— Task brief —
Report, as a bare number, how many lines hold "components".

Records with interface code
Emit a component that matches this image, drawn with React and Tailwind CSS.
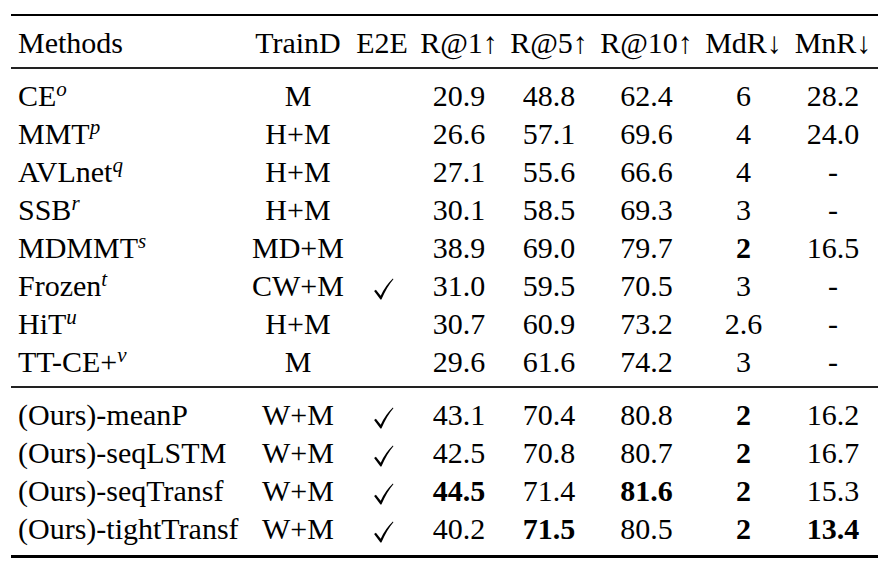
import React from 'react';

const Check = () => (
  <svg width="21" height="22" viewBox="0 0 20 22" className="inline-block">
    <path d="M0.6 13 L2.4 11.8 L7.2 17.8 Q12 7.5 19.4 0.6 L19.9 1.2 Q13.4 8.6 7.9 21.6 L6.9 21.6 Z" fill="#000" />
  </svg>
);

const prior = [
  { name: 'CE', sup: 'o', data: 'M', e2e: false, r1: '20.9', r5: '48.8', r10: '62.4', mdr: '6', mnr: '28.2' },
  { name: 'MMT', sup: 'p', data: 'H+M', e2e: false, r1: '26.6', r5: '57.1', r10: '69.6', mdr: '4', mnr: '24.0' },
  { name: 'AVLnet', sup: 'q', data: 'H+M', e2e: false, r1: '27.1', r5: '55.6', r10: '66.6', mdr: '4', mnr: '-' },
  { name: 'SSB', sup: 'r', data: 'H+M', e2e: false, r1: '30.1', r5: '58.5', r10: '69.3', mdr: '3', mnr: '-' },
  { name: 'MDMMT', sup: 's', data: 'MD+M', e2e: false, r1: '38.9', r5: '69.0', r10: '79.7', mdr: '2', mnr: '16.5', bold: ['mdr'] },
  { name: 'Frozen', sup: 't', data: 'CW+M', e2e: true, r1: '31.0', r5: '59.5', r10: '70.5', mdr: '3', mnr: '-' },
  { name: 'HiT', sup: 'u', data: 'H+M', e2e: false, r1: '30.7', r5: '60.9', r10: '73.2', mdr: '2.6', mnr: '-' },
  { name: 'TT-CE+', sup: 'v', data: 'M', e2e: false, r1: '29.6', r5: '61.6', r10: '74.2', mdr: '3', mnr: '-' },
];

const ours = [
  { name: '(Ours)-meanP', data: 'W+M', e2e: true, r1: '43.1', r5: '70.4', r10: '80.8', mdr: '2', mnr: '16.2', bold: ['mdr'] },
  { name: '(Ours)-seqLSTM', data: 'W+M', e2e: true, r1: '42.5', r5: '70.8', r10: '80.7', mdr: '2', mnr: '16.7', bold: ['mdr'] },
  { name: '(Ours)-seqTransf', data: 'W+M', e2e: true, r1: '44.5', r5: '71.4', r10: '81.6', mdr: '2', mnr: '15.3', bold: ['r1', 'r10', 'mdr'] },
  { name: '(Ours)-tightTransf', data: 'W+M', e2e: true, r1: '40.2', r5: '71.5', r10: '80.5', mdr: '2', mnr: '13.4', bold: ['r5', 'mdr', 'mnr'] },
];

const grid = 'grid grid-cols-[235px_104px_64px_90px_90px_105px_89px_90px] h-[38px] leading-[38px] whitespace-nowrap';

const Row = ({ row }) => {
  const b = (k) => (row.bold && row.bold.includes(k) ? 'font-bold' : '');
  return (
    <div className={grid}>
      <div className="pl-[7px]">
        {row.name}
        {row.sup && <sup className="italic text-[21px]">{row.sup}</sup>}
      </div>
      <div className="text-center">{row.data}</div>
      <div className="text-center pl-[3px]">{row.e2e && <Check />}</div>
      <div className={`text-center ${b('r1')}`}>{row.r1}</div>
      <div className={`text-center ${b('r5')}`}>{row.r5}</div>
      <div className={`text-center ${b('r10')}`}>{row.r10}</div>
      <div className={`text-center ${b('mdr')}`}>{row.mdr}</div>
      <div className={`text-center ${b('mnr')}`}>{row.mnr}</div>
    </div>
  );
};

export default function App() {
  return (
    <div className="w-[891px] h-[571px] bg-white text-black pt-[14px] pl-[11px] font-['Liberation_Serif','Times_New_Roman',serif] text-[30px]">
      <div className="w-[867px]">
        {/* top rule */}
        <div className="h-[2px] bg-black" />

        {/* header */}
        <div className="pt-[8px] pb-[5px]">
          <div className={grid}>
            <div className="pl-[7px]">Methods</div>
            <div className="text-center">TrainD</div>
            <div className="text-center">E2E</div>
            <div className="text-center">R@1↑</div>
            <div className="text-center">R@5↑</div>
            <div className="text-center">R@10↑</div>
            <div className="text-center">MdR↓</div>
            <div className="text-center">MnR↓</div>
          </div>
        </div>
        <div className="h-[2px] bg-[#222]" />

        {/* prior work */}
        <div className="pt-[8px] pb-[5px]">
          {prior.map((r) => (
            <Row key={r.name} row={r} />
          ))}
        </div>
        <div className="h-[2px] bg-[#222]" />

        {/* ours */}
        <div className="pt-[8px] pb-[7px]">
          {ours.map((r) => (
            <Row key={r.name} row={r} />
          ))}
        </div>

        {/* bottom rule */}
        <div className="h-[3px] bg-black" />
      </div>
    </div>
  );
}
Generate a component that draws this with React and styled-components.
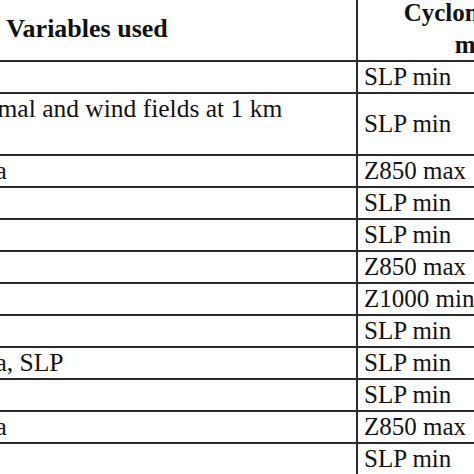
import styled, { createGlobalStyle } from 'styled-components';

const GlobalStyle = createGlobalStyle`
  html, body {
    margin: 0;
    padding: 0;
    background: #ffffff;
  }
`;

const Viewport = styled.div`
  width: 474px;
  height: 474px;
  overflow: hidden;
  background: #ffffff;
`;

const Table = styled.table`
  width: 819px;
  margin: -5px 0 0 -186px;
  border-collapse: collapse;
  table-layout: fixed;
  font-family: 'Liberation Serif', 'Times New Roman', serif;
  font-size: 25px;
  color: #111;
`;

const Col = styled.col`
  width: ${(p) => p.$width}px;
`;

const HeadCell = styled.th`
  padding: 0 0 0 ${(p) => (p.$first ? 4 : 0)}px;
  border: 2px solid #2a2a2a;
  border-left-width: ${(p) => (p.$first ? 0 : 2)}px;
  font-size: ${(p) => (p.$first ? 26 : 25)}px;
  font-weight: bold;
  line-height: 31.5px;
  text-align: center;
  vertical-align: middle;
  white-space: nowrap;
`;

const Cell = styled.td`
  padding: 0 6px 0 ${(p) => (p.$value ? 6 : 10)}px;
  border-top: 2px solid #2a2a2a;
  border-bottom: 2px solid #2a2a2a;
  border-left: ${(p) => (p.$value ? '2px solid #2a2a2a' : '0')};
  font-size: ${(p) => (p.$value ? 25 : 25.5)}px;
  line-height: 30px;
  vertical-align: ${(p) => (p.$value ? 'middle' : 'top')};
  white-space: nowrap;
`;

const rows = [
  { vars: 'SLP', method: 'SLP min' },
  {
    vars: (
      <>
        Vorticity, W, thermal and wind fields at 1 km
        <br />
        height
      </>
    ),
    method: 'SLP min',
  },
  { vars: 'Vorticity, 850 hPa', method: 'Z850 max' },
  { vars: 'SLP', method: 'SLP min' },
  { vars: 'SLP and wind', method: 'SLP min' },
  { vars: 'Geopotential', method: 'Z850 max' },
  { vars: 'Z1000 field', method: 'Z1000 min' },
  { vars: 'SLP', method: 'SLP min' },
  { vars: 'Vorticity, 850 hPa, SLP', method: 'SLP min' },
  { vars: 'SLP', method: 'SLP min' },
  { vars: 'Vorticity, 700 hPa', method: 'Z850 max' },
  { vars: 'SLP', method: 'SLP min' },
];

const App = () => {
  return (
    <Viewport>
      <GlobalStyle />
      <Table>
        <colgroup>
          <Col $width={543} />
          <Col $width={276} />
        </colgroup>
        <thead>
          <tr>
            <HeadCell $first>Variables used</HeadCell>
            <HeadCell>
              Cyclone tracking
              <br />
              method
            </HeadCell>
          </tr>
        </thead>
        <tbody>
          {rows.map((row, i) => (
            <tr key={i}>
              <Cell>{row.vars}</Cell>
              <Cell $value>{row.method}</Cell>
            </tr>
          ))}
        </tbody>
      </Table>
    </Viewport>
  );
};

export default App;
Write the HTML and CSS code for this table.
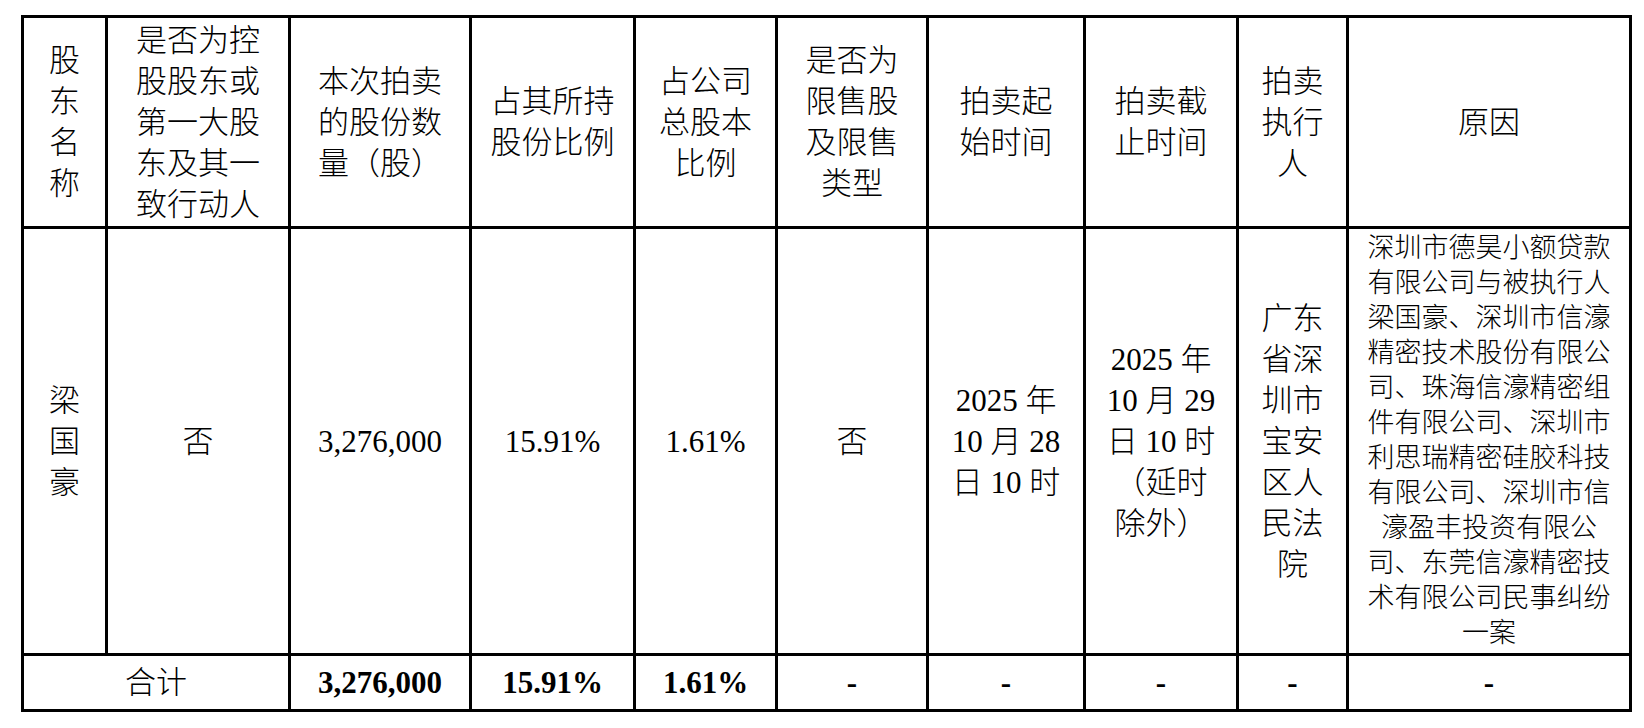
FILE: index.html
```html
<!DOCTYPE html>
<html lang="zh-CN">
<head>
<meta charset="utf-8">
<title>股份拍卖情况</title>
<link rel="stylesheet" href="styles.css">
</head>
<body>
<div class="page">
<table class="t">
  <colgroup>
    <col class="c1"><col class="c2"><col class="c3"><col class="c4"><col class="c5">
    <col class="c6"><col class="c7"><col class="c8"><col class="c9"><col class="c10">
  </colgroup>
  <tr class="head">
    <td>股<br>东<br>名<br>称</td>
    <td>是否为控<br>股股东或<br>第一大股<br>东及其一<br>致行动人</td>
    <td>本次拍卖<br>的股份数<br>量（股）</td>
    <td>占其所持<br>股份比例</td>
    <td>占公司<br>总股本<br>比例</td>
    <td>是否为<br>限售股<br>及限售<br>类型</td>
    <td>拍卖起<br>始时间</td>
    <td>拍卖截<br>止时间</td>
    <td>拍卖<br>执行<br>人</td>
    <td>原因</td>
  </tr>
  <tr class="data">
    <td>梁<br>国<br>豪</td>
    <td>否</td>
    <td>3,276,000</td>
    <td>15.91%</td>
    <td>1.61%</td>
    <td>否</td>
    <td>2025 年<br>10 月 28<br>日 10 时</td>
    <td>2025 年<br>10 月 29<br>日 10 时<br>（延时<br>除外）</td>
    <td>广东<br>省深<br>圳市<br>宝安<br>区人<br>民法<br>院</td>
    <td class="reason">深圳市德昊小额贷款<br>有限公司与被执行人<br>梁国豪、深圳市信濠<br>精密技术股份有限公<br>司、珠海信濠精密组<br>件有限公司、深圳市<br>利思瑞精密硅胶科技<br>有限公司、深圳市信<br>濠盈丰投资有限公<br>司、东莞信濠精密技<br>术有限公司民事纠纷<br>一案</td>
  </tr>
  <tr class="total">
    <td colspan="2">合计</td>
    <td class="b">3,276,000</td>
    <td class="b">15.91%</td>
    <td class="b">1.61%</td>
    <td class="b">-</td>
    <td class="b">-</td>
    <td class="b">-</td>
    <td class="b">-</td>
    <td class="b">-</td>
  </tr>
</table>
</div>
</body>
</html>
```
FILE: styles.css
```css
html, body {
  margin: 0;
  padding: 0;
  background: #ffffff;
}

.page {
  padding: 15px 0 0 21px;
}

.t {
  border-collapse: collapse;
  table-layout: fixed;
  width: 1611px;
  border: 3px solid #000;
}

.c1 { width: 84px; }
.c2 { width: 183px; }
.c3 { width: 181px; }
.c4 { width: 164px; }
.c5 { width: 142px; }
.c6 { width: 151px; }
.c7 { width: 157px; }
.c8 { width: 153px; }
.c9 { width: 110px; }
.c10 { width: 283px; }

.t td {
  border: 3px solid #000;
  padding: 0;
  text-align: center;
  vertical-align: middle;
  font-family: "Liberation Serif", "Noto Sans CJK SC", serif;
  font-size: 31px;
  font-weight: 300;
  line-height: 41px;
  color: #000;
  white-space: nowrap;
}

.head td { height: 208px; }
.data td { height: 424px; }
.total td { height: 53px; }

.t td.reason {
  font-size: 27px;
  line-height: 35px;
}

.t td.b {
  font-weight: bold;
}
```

— Result for this task —
2